Story #3167
Updated by mihai.ibanescu@gmail.com over 6 years ago
I believe that, at least for Docker v2, careful layout of the json files generated by pulp_docker will render obsolete the in-memory database that Crane has to generate by polling the filesystem and loading .json files.
I have not looked into v1, but my understanding is it won't be supported anymore.
h2. Details
The V2 REST API is documented here:
https://docs.docker.com/registry/spec/api/#detail
In that document, *<name>* refers to a repository+image name. In pulp_docker, this represents the *repo-registry-id* setting on the distributor's config, and if unset, it defaults to *<pulp_repo_id>*. In Crane's v2 view, this is referred to as *name_component*.
Right now, v2 json files are produced under /var/lib/pulp/published/docker/v2/app/ (assuming *data_dir* is /var/lib/pulp/published/docker/ in /etc/crane.conf).
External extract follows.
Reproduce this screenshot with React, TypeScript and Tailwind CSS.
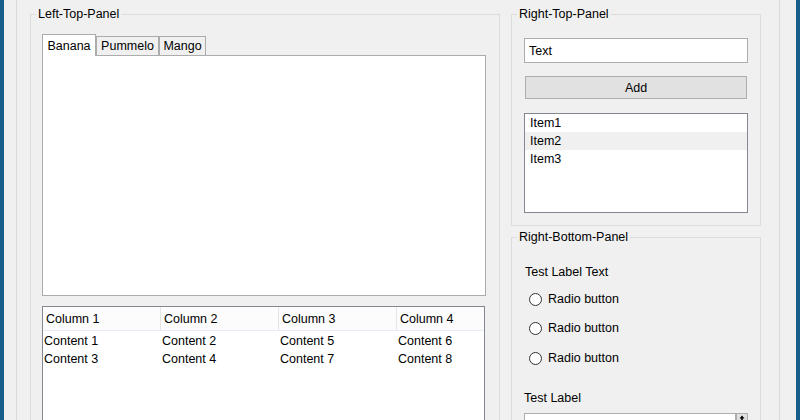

In that directory there is one json file per Pulp repository, and it is named *<pulp_repo_id>.json*.
If we went to a (potentially) deeper directory structure like *<repo-registry-id>.json*, then Crane could just try to find the redirect file in *<name>.json* after it splits out the *<name>* portion from the request URL. This could be performed in _repository.get_schema2_data_for_repo(name_component)_ which is being called from _crane/views/v2.py:name_redirect_.
h2. Example
* create pulp repository with id *my-lamp*, with *repo-registry-id=mibanescu/lamp*; upload a v2 image and tag it as *latest*
* publishing the pulp repository creates the redirect file at /var/lib/pulp/published/docker/v2/app/mibanescu/lamp.json
* crane is set up with *data_dir=/var/lib/pulp/published/docker* in /etc/crane.conf
* crane receives request from docker client: GET https://registry.example.com/v2/mibanescu/lamp/manifests/latest
* crane extracts *name_component=mibanescu/lamp*
* crane looks for a file named *<name_component>.json* under *data_dir*, which expands to /var/lib/pulp/published/docker/v2/app/mibanescu/lamp.json - without the need to have a database, in memory or otherwise, to tell it the repo has been published
h2. Limitations
The search catalog cannot be generated without walking the filesystem.